Since $$g(u)$$ is an increasing function for $$u \geq 0$$, its minimum value on the interval $$[0, \infty)$$ must occur at the smallest possible value of $$u$$, which is $$u=0$$.
Let's evaluate the function at $$u=0$$:
$$g(0) = \sqrt{0} - \log(1+0) = 0 - \log(1) = 0 - 0 = 0$$.
Since $$g(u)$$ is increasing for $$u \geq 0$$, it follows that $$g(u) \geq g(0) = 0$$ for all $$u \geq 0$$.

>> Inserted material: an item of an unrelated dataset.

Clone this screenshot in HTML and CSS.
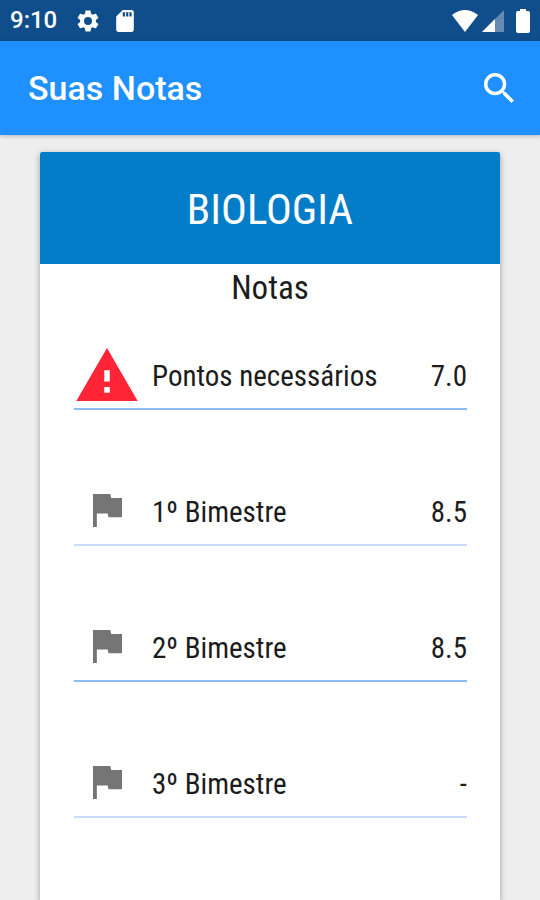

Translating back to $$f(x)$$, since $$f(x) = g(|x|)$$, we have $$f(x) \geq 0$$ for all $$x \in \mathbb{R}$$.
This shows that the function $$f(x)$$ is bounded below by 0. Thus, Assertion II is true.

**step4** Conclusion

Based on our analysis of the function $$f(x) = \sqrt {|x|} -\log (1 + |x|)$$:
- Assertion I, which states that the function is bounded above, is false. The function tends to infinity as $$|x| \rightarrow \infty$$.
- Assertion II, which states that the function is bounded below, is true. The minimum value of the function is 0, occurring at $$x=0$$.
Therefore, the correct option is B: I is false and II is true.